W końcówce dzisiejszych zmagań Yuki Tsunoda jechał na P9 i bronił się przed Zhou Guanyu w 1. zakręcie. Kierowca Alfy Romeo chciał spróbować swoich sił po zewnętrznej, ale został postawiony w pozycji, w której bezpieczniejszym wyborem było odpuszczenie walki tuż przed zakrętem nr 2 i pojechanie wyasfaltowanym poboczem.
Po wycofaniu się z pojedynku Chińczyk nie był już w stanie dogonić rywala z Japonii i na metę wpadł za nim. Taka kolejność nie będzie jednak widniała w wynikach, bowiem sędziowie przyznali reprezentantowi AlphaTauri 5 sekund kary, co zrzuciło go na 12. miejsce. W związku z tym P9 przypadło zawodnikowi z Państwa Środka.

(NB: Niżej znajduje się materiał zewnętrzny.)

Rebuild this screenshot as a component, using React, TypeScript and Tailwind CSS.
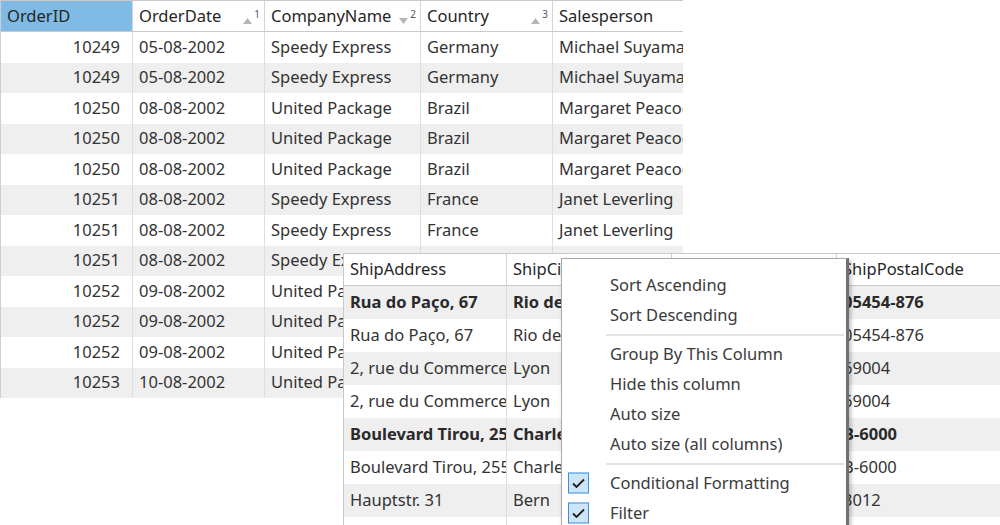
const font = { fontFamily: '"Noto Sans", "Open Sans", sans-serif' }

type Order = [string, string, string, string, string]

const orders: Order[] = [
  ['10249', '05-08-2002', 'Speedy Express', 'Germany', 'Michael Suyama'],
  ['10249', '05-08-2002', 'Speedy Express', 'Germany', 'Michael Suyama'],
  ['10250', '08-08-2002', 'United Package', 'Brazil', 'Margaret Peacock'],
  ['10250', '08-08-2002', 'United Package', 'Brazil', 'Margaret Peacock'],
  ['10250', '08-08-2002', 'United Package', 'Brazil', 'Margaret Peacock'],
  ['10251', '08-08-2002', 'Speedy Express', 'France', 'Janet Leverling'],
  ['10251', '08-08-2002', 'Speedy Express', 'France', 'Janet Leverling'],
  ['10251', '08-08-2002', 'Speedy Express', 'France', 'Janet Leverling'],
  ['10252', '09-08-2002', 'United Package', 'Belgium', 'Margaret Peacock'],
  ['10252', '09-08-2002', 'United Package', 'Belgium', 'Margaret Peacock'],
  ['10252', '09-08-2002', 'United Package', 'Belgium', 'Margaret Peacock'],
  ['10253', '10-08-2002', 'United Package', 'Brazil', 'Margaret Peacock'],
]

type Ship = { addr: string; city: string; region: string; code: string; bold?: boolean }

const ships: Ship[] = [
  { addr: 'Rua do Paço, 67', city: 'Rio de Janeiro', region: 'RJ', code: '05454-876', bold: true },
  { addr: 'Rua do Paço, 67', city: 'Rio de Janeiro', region: 'RJ', code: '05454-876' },
  { addr: '2, rue du Commerce', city: 'Lyon', region: '', code: '69004' },
  { addr: '2, rue du Commerce', city: 'Lyon', region: '', code: '69004' },
  { addr: 'Boulevard Tirou, 255', city: 'Charleroi', region: '', code: 'B-6000', bold: true },
  { addr: 'Boulevard Tirou, 255', city: 'Charleroi', region: '', code: 'B-6000' },
  { addr: 'Hauptstr. 31', city: 'Bern', region: '', code: '3012' },
  { addr: '', city: '', region: '', code: '' },
]

function SortMark({ dir, n }: { dir: 'up' | 'down'; n: number }) {
  return (
    <span className="ml-auto flex items-start gap-[2px] pr-[4px]">
      <svg width="9" height="6" viewBox="0 0 9 6" className="mt-[9px]">
        {dir === 'up' ? (
          <path d="M0 6 L4.5 0 L9 6 Z" fill="#b5b5b5" />
        ) : (
          <path d="M0 0 L4.5 6 L9 0 Z" fill="#b5b5b5" />
        )}
      </svg>
      <span className="text-[10px] leading-none text-[#555]">{n}</span>
    </span>
  )
}

function HeadCell({
  w,
  label,
  active,
  mark,
}: {
  w: string
  label: string
  active?: boolean
  mark?: { dir: 'up' | 'down'; n: number }
}) {
  return (
    <div
      className={`${w} flex h-full shrink-0 items-center overflow-hidden border-r border-[#d4d4d4] pl-[6px] ${
        active ? 'bg-[#7fbbe5]' : 'bg-white'
      }`}
    >
      <span className="whitespace-nowrap">{label}</span>
      {mark && <SortMark dir={mark.dir} n={mark.n} />}
    </div>
  )
}

function Cell({ w, children, right }: { w: string; children: string; right?: boolean }) {
  return (
    <div
      className={`${w} flex h-full shrink-0 items-center overflow-hidden whitespace-nowrap border-r border-[#dedede] ${
        right ? 'justify-end pr-[12px]' : 'pl-[6px]'
      }`}
    >
      {children}
    </div>
  )
}

function OrdersGrid() {
  return (
    <div className="w-[683px] overflow-hidden border-l border-[#cfcfcf] text-[16.5px] text-[#333]">
      <div className="flex h-[32px] border-t border-b border-[#c9c9c9] text-[#262626]">
        <HeadCell w="w-[132px]" label="OrderID" active />
        <HeadCell w="w-[132px]" label="OrderDate" mark={{ dir: 'up', n: 1 }} />
        <HeadCell w="w-[156px]" label="CompanyName" mark={{ dir: 'down', n: 2 }} />
        <HeadCell w="w-[132px]" label="Country" mark={{ dir: 'up', n: 3 }} />
        <HeadCell w="w-[140px]" label="Salesperson" />
      </div>
      {orders.map((o, i) => (
        <div key={i} className={`flex h-[30.5px] ${i % 2 === 1 ? 'bg-[#efefef]' : 'bg-white'}`}>
          <Cell w="w-[132px]" right>
            {o[0]}
          </Cell>
          <Cell w="w-[132px]">{o[1]}</Cell>
          <Cell w="w-[156px]">{o[2]}</Cell>
          <Cell w="w-[132px]">{o[3]}</Cell>
          <Cell w="w-[140px]">{o[4]}</Cell>
        </div>
      ))}
    </div>
  )
}

function ShipGrid() {
  return (
    <div className="absolute left-[343px] top-[253px] w-[657px] overflow-hidden border-l border-t border-[#c9c9c9] bg-white text-[16.5px] text-[#333]">
      <div className="flex h-[32px] border-b border-[#c9c9c9] text-[#262626]">
        <HeadCell w="w-[163px]" label="ShipAddress" />
        <HeadCell w="w-[165px]" label="ShipCity" />
        <HeadCell w="w-[165px]" label="ShipRegion" />
        <HeadCell w="w-[165px]" label="ShipPostalCode" />
      </div>
      {ships.map((s, i) => (
        <div
          key={i}
          className={`flex h-[33px] ${i % 2 === 0 ? 'bg-[#efefef]' : 'bg-white'} ${
            s.bold ? 'font-bold text-[#2a2a2a]' : ''
          }`}
        >
          <Cell w="w-[163px]">{s.addr}</Cell>
          <Cell w="w-[165px]">{s.city}</Cell>
          <Cell w="w-[165px]">{s.region}</Cell>
          <Cell w="w-[165px]">{s.code}</Cell>
        </div>
      ))}
    </div>
  )
}

function Check() {
  return (
    <span className="absolute left-[6px] top-1/2 flex h-[21px] w-[21px] -translate-y-1/2 items-center justify-center border border-[#3c8fdd] bg-[#cde5f8]">
      <svg width="13" height="10" viewBox="0 0 13 10">
        <path d="M1 5 L4.5 8.5 L12 1" fill="none" stroke="#1e1e1e" strokeWidth="1.8" />
      </svg>
    </span>
  )
}

function MenuItem({ label, checked }: { label: string; checked?: boolean }) {
  return (
    <div className="relative flex h-[30px] items-center pl-[48px] text-[#3a3a3a]">
      {checked && <Check />}
      <span className="whitespace-nowrap">{label}</span>
    </div>
  )
}

function Sep() {
  return (
    <div className="flex h-[9px] items-center pl-[44px] pr-[2px]">
      <div className="h-[2px] w-full bg-[#e3e3e3]" />
    </div>
  )
}

function ContextMenu() {
  return (
    <div className="absolute left-[561px] top-[258px] h-[280px] w-[288px] border border-r-[3px] border-[#a8a8a8] border-r-[#707070] bg-white pt-[11px] text-[16.5px] shadow-[2px_2px_4px_rgba(0,0,0,0.25)]">
      <MenuItem label="Sort Ascending" />
      <MenuItem label="Sort Descending" />
      <Sep />
      <MenuItem label="Group By This Column" />
      <MenuItem label="Hide this column" />
      <MenuItem label="Auto size" />
      <MenuItem label="Auto size (all columns)" />
      <Sep />
      <MenuItem label="Conditional Formatting" checked />
      <MenuItem label="Filter" checked />
    </div>
  )
}

export default function App() {
  return (
    <div className="relative h-[525px] w-[1000px] overflow-hidden bg-white" style={font}>
      <OrdersGrid />
      <ShipGrid />
      <ContextMenu />
    </div>
  )
}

W dokumencie arbitrów znalazło się krótkie uzasadnienie werdyktu, a także informacja o nałożeniu punktu karnego na winnego kierowcę.
- Zhou był z przodu przy wierzchołku zakrętu nr 1 i również za nim, więc zgodnie z wytycznymi dot. standardów ścigania należało mu się pozostawienie przestrzeni do ścigania, lecz Tsunoda zjechał na zewnętrzną i wypchnął Zhou z toru.